→ **Direction**: Every line with the word "screenshot" in it should be extracted from the data that follows.

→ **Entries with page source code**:

╭──

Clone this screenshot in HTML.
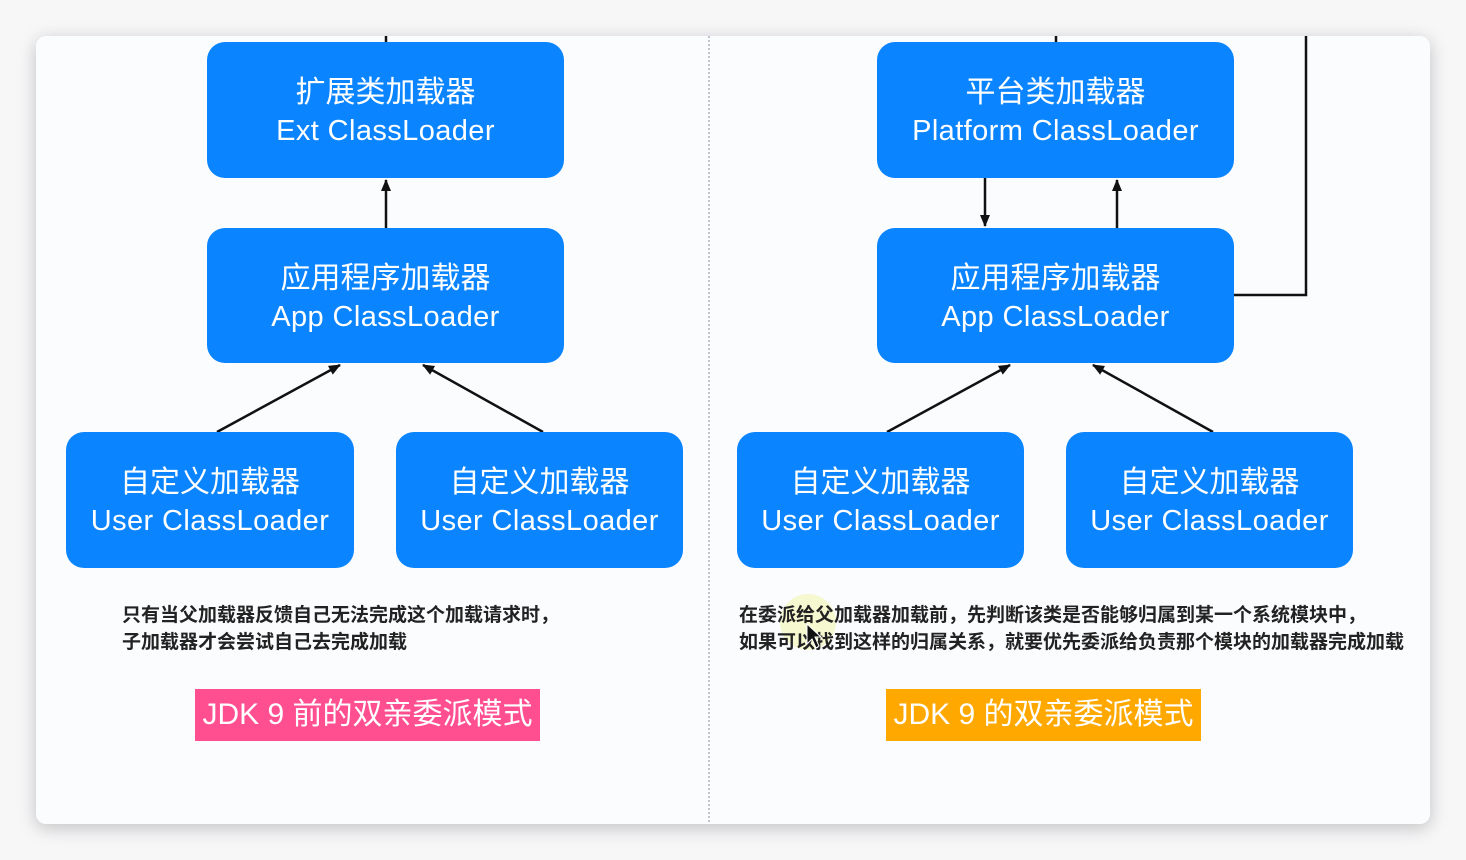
<!DOCTYPE html>
<html><head><meta charset="utf-8"><style>
html,body{margin:0;padding:0;width:1466px;height:860px;background:#f7f7f8;overflow:hidden;font-family:"Liberation Sans","Noto Sans CJK SC",sans-serif}
.card{position:absolute;left:36px;top:36px;width:1394px;height:788px;background:#fbfcfe;border-radius:10px;box-shadow:0 4px 18px rgba(0,0,0,.22)}
.b{position:absolute;background:#0a84ff;border-radius:18px;color:#fff;text-align:center;font-size:30px;line-height:39px;display:flex;flex-direction:column;justify-content:center;padding-top:4px;box-sizing:border-box}
.b span{letter-spacing:0.4px;font-size:29px}
.n{position:absolute;font-size:19px;font-weight:bold;color:#222;line-height:27px;white-space:nowrap}
.l{position:absolute;color:#fff;font-size:30px;line-height:52px;text-align:center}
svg{position:absolute;left:0;top:0}
</style></head><body>
<div class="card"></div>
<svg width="1466" height="860">
<defs>
<marker id="h" markerWidth="12" markerHeight="12" refX="11" refY="6" orient="auto" markerUnits="userSpaceOnUse"><path d="M0,1 L12,6 L0,11z" fill="#111"/></marker></defs>
<line x1="709" y1="36" x2="709" y2="824" stroke="#889" stroke-width="1" stroke-dasharray="2,2"/>
<g stroke="#111" stroke-width="2.5" fill="none">
<line x1="386" y1="36" x2="386" y2="42"/>
<line x1="386" y1="228" x2="386" y2="180" marker-end="url(#h)"/>
<line x1="217" y1="432" x2="340" y2="365" marker-end="url(#h)"/>
<line x1="543" y1="432" x2="423" y2="365" marker-end="url(#h)"/>
<line x1="1056" y1="36" x2="1056" y2="42"/>
<line x1="985" y1="178" x2="985" y2="226" marker-end="url(#h)"/>
<line x1="1117" y1="228" x2="1117" y2="180" marker-end="url(#h)"/>
<polyline points="1234,295 1306,295 1306,36"/>
<line x1="887" y1="432" x2="1010" y2="365" marker-end="url(#h)"/>
<line x1="1213" y1="432" x2="1093" y2="365" marker-end="url(#h)"/>
</g>
<circle cx="808" cy="622" r="28" fill="#f3f5b0" opacity=".6"/>
</svg>
<div class="b" style="left:207px;top:42px;width:357px;height:136px">扩展类加载器<span>Ext ClassLoader</span></div>
<div class="b" style="left:207px;top:228px;width:357px;height:135px">应用程序加载器<span>App ClassLoader</span></div>
<div class="b" style="left:66px;top:432px;width:288px;height:136px">自定义加载器<span>User ClassLoader</span></div>
<div class="b" style="left:396px;top:432px;width:287px;height:136px">自定义加载器<span>User ClassLoader</span></div>
<div class="b" style="left:877px;top:42px;width:357px;height:136px">平台类加载器<span>Platform ClassLoader</span></div>
<div class="b" style="left:877px;top:228px;width:357px;height:135px">应用程序加载器<span>App ClassLoader</span></div>
<div class="b" style="left:737px;top:432px;width:287px;height:136px">自定义加载器<span>User ClassLoader</span></div>
<div class="b" style="left:1066px;top:432px;width:287px;height:136px">自定义加载器<span>User ClassLoader</span></div>
<div class="n" style="left:122px;top:602px">只有当父加载器反馈自己无法完成这个加载请求时，<br>子加载器才会尝试自己去完成加载</div>
<div class="n" style="left:739px;top:602px">在委派给父加载器加载前，先判断该类是否能够归属到某一个系统模块中，<br>如果可以找到这样的归属关系，就要优先委派给负责那个模块的加载器完成加载</div>
<div class="l" style="left:195px;top:689px;width:345px;background:#ff4f91">JDK 9 前的双亲委派模式</div>
<div class="l" style="left:886px;top:689px;width:315px;background:#ffa800">JDK 9 的双亲委派模式</div>
<svg width="1466" height="860" style="pointer-events:none"><path d="M807,624 L807,644 L812,639 L816,648 L819,646 L815,637 L821,637z" fill="#111" stroke="#fff" stroke-width="1"/></svg>
</body></html>
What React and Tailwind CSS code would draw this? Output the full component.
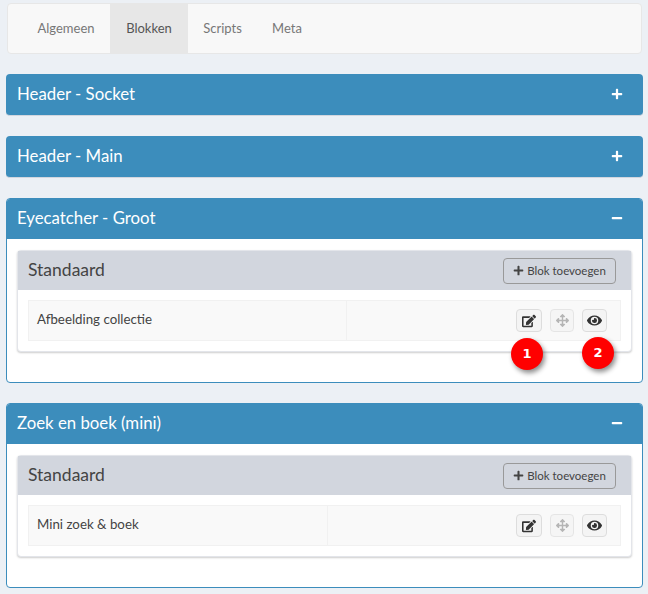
import { FaPlus, FaMinus, FaEdit, FaArrowsAlt, FaEye } from 'react-icons/fa';

const font = "font-['Lato','Open_Sans',sans-serif]";

const Tabs = () => (
  <div className="mx-[1px] h-[51px] flex pl-[14px] bg-[#f8f8f8] border border-[#e7e7e7] rounded text-[13px] text-[#777]">
    <div className="w-[88px] flex items-center justify-center">Algemeen</div>
    <div className="w-[78px] flex items-center justify-center bg-[#e7e7e7] text-[#555]">Blokken</div>
    <div className="w-[69px] flex items-center justify-center">Scripts</div>
    <div className="w-[60px] flex items-center justify-center">Meta</div>
  </div>
);

const ClosedPanel = ({ title }) => (
  <div className="mt-5 h-[42px] flex items-center justify-between pl-[11px] pr-5 pb-[2px] bg-[#3c8dbc] rounded text-white text-[16.8px] border-b border-[#d2d6de]">
    <span>{title}</span>
    <FaPlus className="text-[12px]" />
  </div>
);

const Row = ({ name, splitWidth, marker }) => (
  <div className="relative mx-[10px] mt-[10px] h-[41px] flex bg-[#f9f9f9] border border-[#f1f1f1] text-[13.3px] text-[#444]">
    <div className="flex items-center pl-2 pb-px" style={{ width: splitWidth }}>{name}</div>
    <div className="flex-1 flex items-center justify-end gap-2 pr-[13px] border-l border-[#f1f1f1]">
      <div className="w-[26px] h-[23px] flex items-center justify-center bg-[#f4f4f4] border border-[#ddd] rounded text-[#333]">
        <FaEdit className="text-[14px]" />
      </div>
      <div className="w-[24px] h-[23px] flex items-center justify-center bg-[#f4f4f4] border border-[#ddd] rounded text-[#999] opacity-70">
        <FaArrowsAlt className="text-[13px]" />
      </div>
      <div className="w-[25px] h-[23px] flex items-center justify-center bg-[#f4f4f4] border border-[#ddd] rounded text-[#333]">
        <FaEye className="text-[15px]" />
      </div>
    </div>
    {marker && (
      <>
        <div className="absolute left-[482px] top-[37px] w-8 h-8 flex items-center justify-center rounded-full bg-[#f00] text-white text-[13px] font-bold font-['DejaVu_Sans',sans-serif] shadow-[2px_3px_5px_rgba(0,0,0,0.45)]">1</div>
        <div className="absolute left-[553px] top-[36px] w-8 h-8 flex items-center justify-center rounded-full bg-[#f00] text-white text-[13px] font-bold font-['DejaVu_Sans',sans-serif] shadow-[2px_3px_5px_rgba(0,0,0,0.45)]">2</div>
      </>
    )}
  </div>
);

const OpenPanel = ({ title, name, splitWidth, marker }) => (
  <div className="mt-5 h-[185px] bg-white border border-[#3c8dbc] rounded overflow-hidden">
    <div className="h-[40px] flex items-center justify-between pl-[10px] pr-[19px] pb-[3px] bg-[#3c8dbc] text-white text-[16.8px]">
      <span>{title}</span>
      <FaMinus className="text-[12px]" />
    </div>
    <div className="mx-[10px] mt-[11px] h-[102px] bg-white rounded border border-[#e3e5ea] shadow-[0_1px_2px_rgba(0,0,0,0.2)]">
      <div className="h-[39px] flex items-center justify-between pl-[10px] pr-[15px] bg-[#d2d6de] text-[#444] text-[17.5px]">
        <span>Standaard</span>
        <div className="w-[113px] h-[26px] flex items-center justify-center gap-[3px] border border-[#999] rounded text-[11.5px] text-[#444]">
          <FaPlus className="text-[11px]" />
          <span>Blok toevoegen</span>
        </div>
      </div>
      <Row name={name} splitWidth={splitWidth} marker={marker} />
    </div>
  </div>
);

const App = () => (
  <div className={`h-[594px] overflow-hidden bg-[#ecf0f5] pt-[3px] pl-[6px] pr-[5px] ${font}`}>
    <Tabs />
    <ClosedPanel title="Header - Socket" />
    <ClosedPanel title="Header - Main" />
    <OpenPanel title="Eyecatcher - Groot" name="Afbeelding collectie" splitWidth={317} marker />
    <OpenPanel title="Zoek en boek (mini)" name="Mini zoek & boek" splitWidth={298} />
  </div>
);

export default App;
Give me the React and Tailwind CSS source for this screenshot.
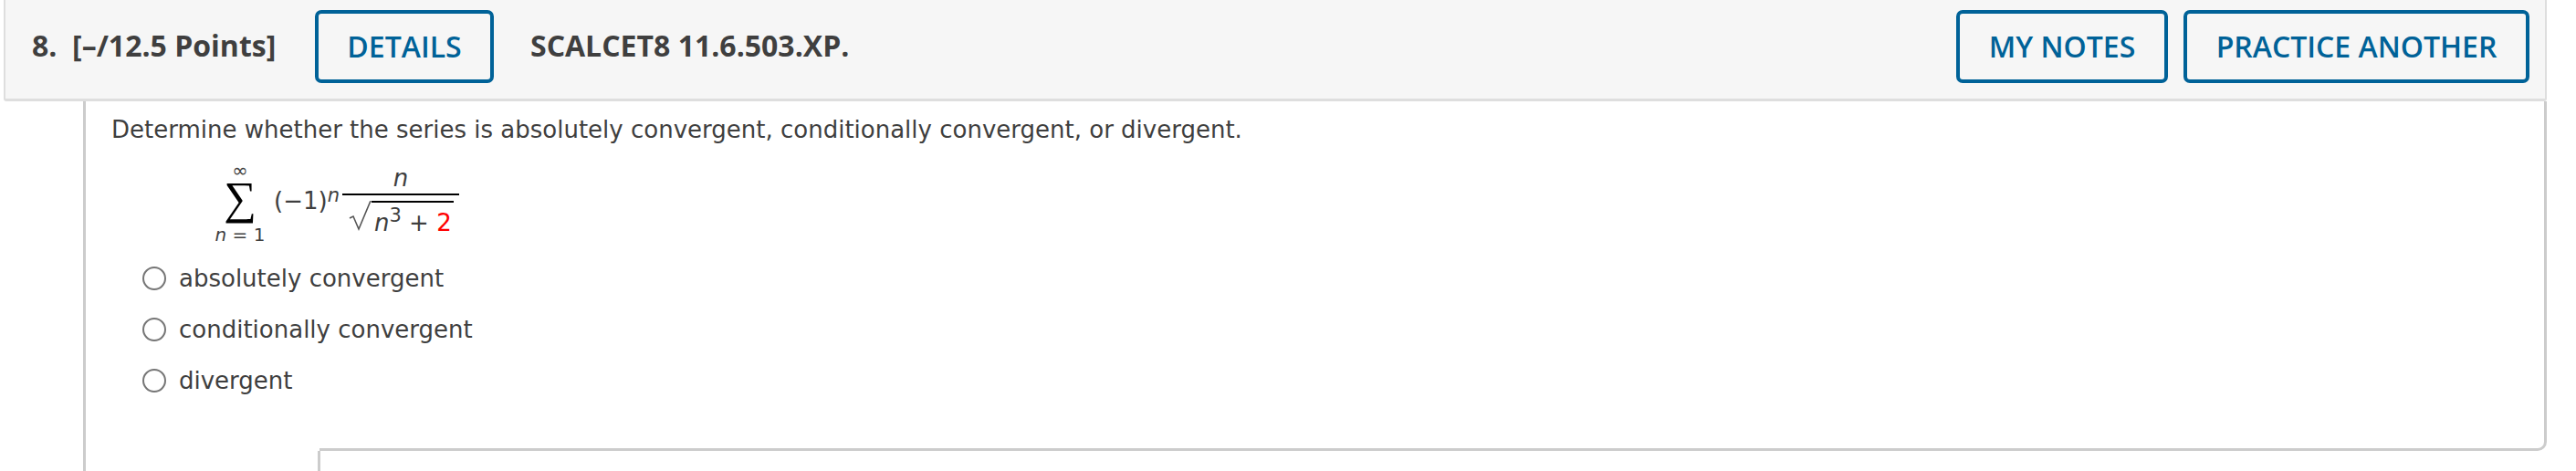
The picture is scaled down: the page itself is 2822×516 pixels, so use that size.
const answers = ["absolutely convergent", "conditionally convergent", "divergent"];

function HeaderButton({ label, className = "" }) {
  return (
    <button
      type="button"
      className={`flex h-[80px] items-center justify-center rounded-[7px] border-[4px] border-[#006298] pb-[1px] text-[32px] font-semibold text-[#006298] ${className}`}
    >
      {label}
    </button>
  );
}

function Formula() {
  const math = "font-['DejaVu_Sans',sans-serif] text-[#3f3f3f]";
  return (
    <div className={`ml-[113px] mt-[17px] flex h-[92px] items-start ${math}`}>
      <div className="flex h-[92px] w-[56px] flex-col items-center">
        <span className="h-[20px] text-[21px] leading-[20px]">∞</span>
        <span className="h-[50px] font-['Liberation_Serif',serif] text-[50px] leading-[40px] text-black">∑</span>
        <span className="whitespace-nowrap text-[20px] leading-[24px]">
          <i>n</i> = 1
        </span>
      </div>
      <div className="ml-[9px] mt-[27px] flex w-[75px] items-start whitespace-nowrap text-[26px] leading-[32px]">
        <span>(−1)</span>
        <i className="-mt-[6px] text-[21px]">n</i>
      </div>
      <div className="flex w-[128px] flex-col items-center">
        <i className="h-[35px] text-[26px] leading-[36px]">n</i>
        <div className="h-[2px] w-full bg-black" />
        <div className="mt-[6px] flex h-[46px] w-full items-start pl-[7px]">
          <svg width="25" height="34" viewBox="0 0 25 34" className="shrink-0 text-[#555]">
            <path d="M1 19l4-2 6 14 13-31" fill="none" stroke="currentColor" strokeWidth="1.6" />
          </svg>
          <div className="h-[44px] w-[90px] whitespace-nowrap border-t-2 border-black pl-[3px] text-[26px] leading-[44px]">
            <i>n</i>
            <sup className="text-[21px] leading-none">3</sup> + <span className="text-[#ff0000]">2</span>
          </div>
        </div>
      </div>
    </div>
  );
}

export default function App() {
  return (
    <div className="h-[516px] w-[2822px] overflow-hidden bg-white font-['Open_Sans',sans-serif] text-[#3f3f3f]">
      <header className="ml-[4px] flex h-[111px] w-[2786px] items-start rounded-b-[3px] border-b-[3px] border-l-2 border-r-2 border-[#dedede] bg-[#f6f6f6] pt-[11px]">
        <span className="ml-[29px] w-[310px] whitespace-pre text-[32px] font-bold leading-[78px]">8.  [–/12.5 Points]</span>
        <HeaderButton label="DETAILS" className="w-[196px]" />
        <span className="ml-[40px] text-[32px] font-bold leading-[78px]">SCALCET8 11.6.503.XP.</span>
        <div className="ml-auto mr-[17px] flex gap-[17px]">
          <HeaderButton label="MY NOTES" className="w-[232px]" />
          <HeaderButton label="PRACTICE ANOTHER" className="w-[379px]" />
        </div>
      </header>

      <div className="ml-[91px] h-[405px] w-[2699px] border-l-[3px] border-[#cccccc]">
        <div className="grid h-[405px]">
          <div className="[grid-area:1/1] ml-[256px] h-[383px] rounded-br-[10px] border-b-[3px] border-r-[3px] border-[#cccccc]" />
          <div className="[grid-area:1/1] pl-[28px] pt-[13px] font-['DejaVu_Sans',sans-serif] text-[26px]">
            <p className="h-[36px] whitespace-nowrap leading-[36px]">
              Determine whether the series is absolutely convergent, conditionally convergent, or divergent.
            </p>
            <Formula />
            <div className="ml-[34px] mt-[8px] flex flex-col">
              {answers.map((answer) => (
                <label key={answer} className="flex h-[56px] items-center gap-[14px]">
                  <input
                    type="radio"
                    name="answer"
                    className="h-[26px] w-[26px] appearance-none rounded-full border-2 border-[#767676] bg-white"
                  />
                  <span>{answer}</span>
                </label>
              ))}
            </div>
          </div>
          <div className="[grid-area:1/1] ml-[254px] mt-[383px] h-[22px] border-l-[3px] border-[#cccccc]" />
        </div>
      </div>
    </div>
  );
}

╰──

→ **Solution for this task**:
Clone this screenshot in HTML.
Give me the React and Tailwind CSS source for this screenshot.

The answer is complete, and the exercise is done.